Strengths and limitations: The strengths of this study are that for the first time, to our knowledge, the study demonstrates the U-shape association between PHC and hospital care. The methodological limitations of previous studies have been overcome by using quadratic regression models and examining routinely collected large scale service data. The spline quadratic model fits the aggregate data better than the simple quadratic model, but does so at the expense of robustness and parsimony. The spline regression model provides the advantage that, being more sensitive to the data, it is more useful when deriving vertex values. On the other hand, the simple quadratic model is more robust and more readily interpretable, making it useful for comparisons within a family of U-curves. There are also a number of limitations. Firstly, the strength of the evidence is limited by the reliability of clinic and hospital data.

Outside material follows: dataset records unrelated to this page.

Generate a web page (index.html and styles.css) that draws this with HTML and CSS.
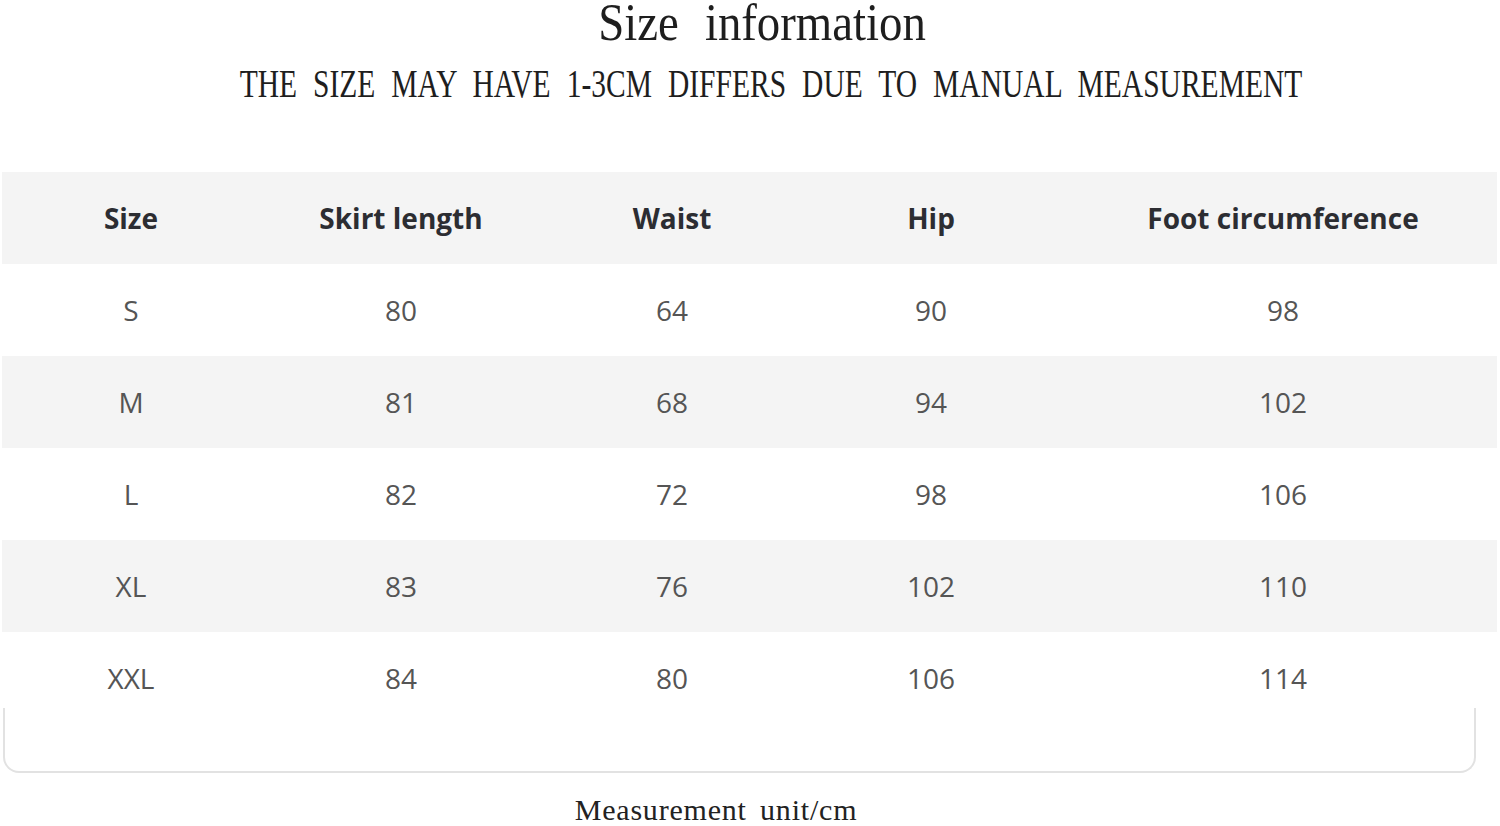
FILE: index.html
```html
<!DOCTYPE html>
<html lang="en">
<head>
<meta charset="utf-8">
<title>Size information</title>
<link rel="stylesheet" href="styles.css">
</head>
<body>
<div class="page">
  <div class="title"><span class="title-text">Size information</span></div>
  <div class="subtitle"><span class="subtitle-text">THE SIZE MAY HAVE 1-3CM DIFFERS DUE TO MANUAL MEASUREMENT</span></div>

  <div class="table">
    <div class="row head">
      <div class="cell">Size</div>
      <div class="cell">Skirt length</div>
      <div class="cell">Waist</div>
      <div class="cell">Hip</div>
      <div class="cell last-col">Foot circumference</div>
    </div>
    <div class="row">
      <div class="cell">S</div><div class="cell">80</div><div class="cell">64</div><div class="cell">90</div><div class="cell last-col">98</div>
    </div>
    <div class="row alt">
      <div class="cell">M</div><div class="cell">81</div><div class="cell">68</div><div class="cell">94</div><div class="cell last-col">102</div>
    </div>
    <div class="row">
      <div class="cell">L</div><div class="cell">82</div><div class="cell">72</div><div class="cell">98</div><div class="cell last-col">106</div>
    </div>
    <div class="row alt">
      <div class="cell">XL</div><div class="cell">83</div><div class="cell">76</div><div class="cell">102</div><div class="cell last-col">110</div>
    </div>
    <div class="row final">
      <div class="cell">XXL</div><div class="cell">84</div><div class="cell">80</div><div class="cell">106</div><div class="cell last-col">114</div>
    </div>
  </div>
  <div class="box"></div>

  <div class="footer"><span class="footer-text">Measurement unit/cm</span></div>
</div>
</body>
</html>
```

FILE: styles.css
```css
html, body {
  margin: 0;
  padding: 0;
  background: #ffffff;
}

.page {
  width: 1500px;
  height: 826px;
  overflow: hidden;
  font-family: "Open Sans", "DejaVu Sans", sans-serif;
}

.title,
.subtitle,
.footer {
  display: flex;
  justify-content: center;
  white-space: nowrap;
}

.title {
  height: 44px;
  line-height: 46px;
  padding-left: 24px;
}

.title-text {
  display: inline-block;
  font-family: "Liberation Serif", serif;
  font-size: 52px;
  word-spacing: 16px;
  color: #1e1e1e;
  transform: scaleX(0.9);
}

.subtitle {
  margin-top: 19px;
  height: 40px;
  line-height: 40px;
  padding-left: 42px;
}

.subtitle-text {
  display: inline-block;
  font-family: "Liberation Serif", serif;
  font-size: 41px;
  word-spacing: 12px;
  color: #1e1e1e;
  transform: scaleX(0.72);
}

.table {
  margin-top: 69px;
  margin-left: 2px;
  width: 1495px;
}

.row {
  display: grid;
  grid-template-columns: 258px 282px 260px 258px 1fr;
  height: 92px;
  align-items: center;
  background: #ffffff;
  color: #555555;
  font-size: 28px;
}

.row.head,
.row.alt {
  background: #f4f4f4;
}

.row.head {
  color: #2c2d32;
  font-weight: 700;
  font-size: 28px;
}

.row.final {
  margin-bottom: -16px;
}

.cell {
  text-align: center;
}

.cell.last-col {
  padding-left: 9px;
}

.box {
  margin-left: 3px;
  width: 1469px;
  height: 63px;
  border: 2px solid #e2e2e2;
  border-top: none;
  border-radius: 0 0 16px 16px;
}

.footer {
  margin-top: 17px;
  height: 40px;
  line-height: 40px;
  padding-right: 68px;
}

.footer-text {
  display: inline-block;
  font-family: "Liberation Serif", serif;
  font-size: 30px;
  letter-spacing: 0.8px;
  word-spacing: 5px;
  color: #222222;
}
```
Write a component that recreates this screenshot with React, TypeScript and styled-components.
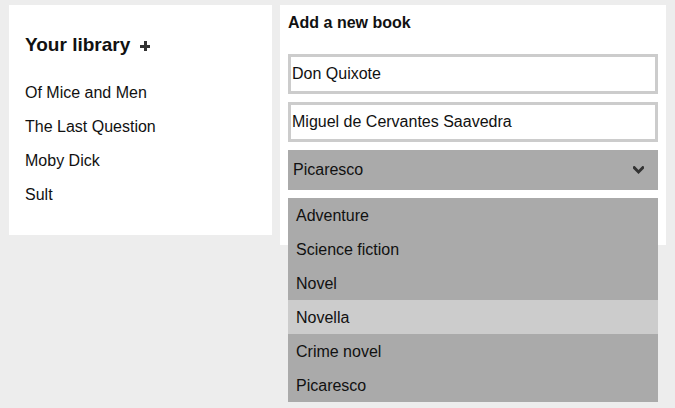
import React from "react";
import styled, { createGlobalStyle } from "styled-components";

const Global = createGlobalStyle`
  html, body { margin: 0; padding: 0; background: #ededed; }
  body { font-family: "Liberation Sans", Arial, Helvetica, sans-serif; color: #111; }
  * { box-sizing: border-box; }
`;

const Page = styled.div`
  display: flex;
  align-items: flex-start;
  gap: 8px;
  padding: 5px 0 0 9px;
  width: 675px;
  height: 408px;
`;

const LibraryCard = styled.section`
  width: 263px;
  height: 230px;
  background: #fff;
  padding: 28px 16px 0 16px;
`;

const LibraryTitle = styled.h2`
  margin: 0 0 19px;
  font-size: 19px;
  line-height: 24px;
  font-weight: bold;
  display: flex;
  align-items: center;
  gap: 10px;
`;

const Plus = styled.span`
  display: inline-block;
  position: relative;
  width: 10px;
  height: 10px;
  margin-top: 2px;
  &::before, &::after {
    content: "";
    position: absolute;
    background: #333;
  }
  &::before { left: 0; top: 4px; width: 10px; height: 2.5px; }
  &::after { left: 4px; top: 0; width: 2.5px; height: 10px; }
`;

const BookList = styled.ul`
  list-style: none;
  margin: 0;
  padding: 0;
`;

const BookItem = styled.li`
  font-size: 16px;
  line-height: 34px;
`;

const FormCard = styled.section`
  width: 386px;
  height: 240px;
  background: #fff;
  padding: 9px 8px 0 8px;
  display: flex;
  flex-direction: column;
  gap: 8px;
`;

const FormTitle = styled.h3`
  margin: 0 0 14px;
  font-size: 16px;
  line-height: 18px;
  font-weight: bold;
`;

const TextInput = styled.input`
  width: 370px;
  height: 40px;
  border: 3px solid #cccccc;
  padding: 0 1px;
  font-family: inherit;
  font-size: 16px;
  color: #111;
  background: #fff;
  outline: none;
`;

const SelectWrap = styled.div`
  position: relative;
  width: 370px;
`;

const SelectBox = styled.div`
  height: 40px;
  background: #aaaaaa;
  display: flex;
  align-items: center;
  justify-content: space-between;
  padding: 0 14px 0 5px;
  font-size: 16px;
`;

const Menu = styled.ul`
  position: absolute;
  top: 48px;
  left: 0;
  width: 370px;
  margin: 0;
  padding: 0;
  list-style: none;
  background: #aaaaaa;
`;

const MenuItem = styled.li<{ $active?: boolean }>`
  height: 34px;
  padding: 2px 0 0 8px;
  line-height: 32px;
  font-size: 16px;
  background: ${(p) => (p.$active ? "#cccccc" : "#aaaaaa")};
`;

const Chevron = () => (
  <svg width="11" height="8" viewBox="0 0 11 8" aria-hidden="true">
    <path d="M1.2 1.6 L5.5 5.9 L9.8 1.6" fill="none" stroke="#333" strokeWidth="2.8" strokeLinecap="square" />
  </svg>
);

const books = ["Of Mice and Men", "The Last Question", "Moby Dick", "Sult"];
const genres = ["Adventure", "Science fiction", "Novel", "Novella", "Crime novel", "Picaresco"];

export default function App() {
  return (
    <>
      <Global />
      <Page>
        <LibraryCard>
          <LibraryTitle>
            Your library <Plus />
          </LibraryTitle>
          <BookList>
            {books.map((b) => (
              <BookItem key={b}>{b}</BookItem>
            ))}
          </BookList>
        </LibraryCard>
        <FormCard>
          <FormTitle>Add a new book</FormTitle>
          <TextInput defaultValue="Don Quixote" />
          <TextInput defaultValue="Miguel de Cervantes Saavedra" />
          <SelectWrap>
            <SelectBox>
              <span>Picaresco</span>
              <Chevron />
            </SelectBox>
            <Menu>
              {genres.map((g) => (
                <MenuItem key={g} $active={g === "Novella"}>
                  {g}
                </MenuItem>
              ))}
            </Menu>
          </SelectWrap>
        </FormCard>
      </Page>
    </>
  );
}
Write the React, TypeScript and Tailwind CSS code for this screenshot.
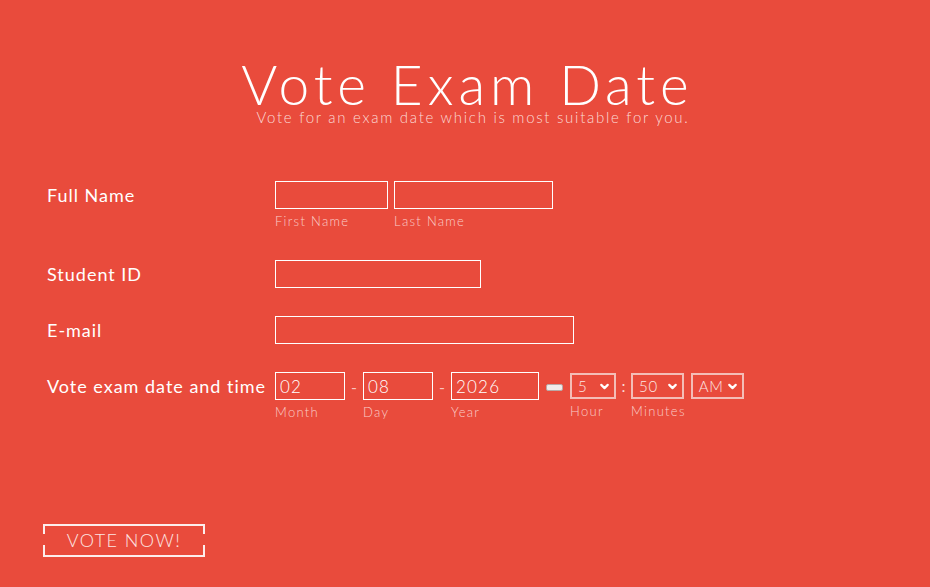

There is an ongoing program of consolidation and validation to maintain the quality of HRN, with the accuracy of patient demographic information in public hospital records recently reported as around 95%
. There have also been clinical audits, which have confirmed the quality of data collections
[19, 36]. Deterministic linkage is simple but considered a more reliable linkage strategy, when coding errors of HRN are minimal
. Secondly, this study did not control individual level variations and potential confounders such as types of PHC, professions of PHC providers and distance to hospital. More research is needed to further explore this topic. Multilevel analysis and multivariate adaptive regression splines may be a useful tool
. Thirdly, the study did not include people who were not recorded with either a clinic visit or hospitalisation during the study period, however the total study population was similar to the Indigenous resident population in the selected remote areas
. Additionally, PHC data were incomplete due to high population mobility, unclear clinic catchments and the availability of alternate non-DOH PHC services. While this incompleteness may lead to an underestimate of the optimal number PHC services for the population, it is unlikely to change the general pattern of the U-curve association between PHC and hospitalisations. Finally, this study is neither longitudinal nor experimental, which limits the extent to which a causal relation can be drawn and generalised. Continued recording of clinical events and the maintenance of clinical quality audits will facilitate the opportunity for longitudinal and experimental studies for this topic in the future.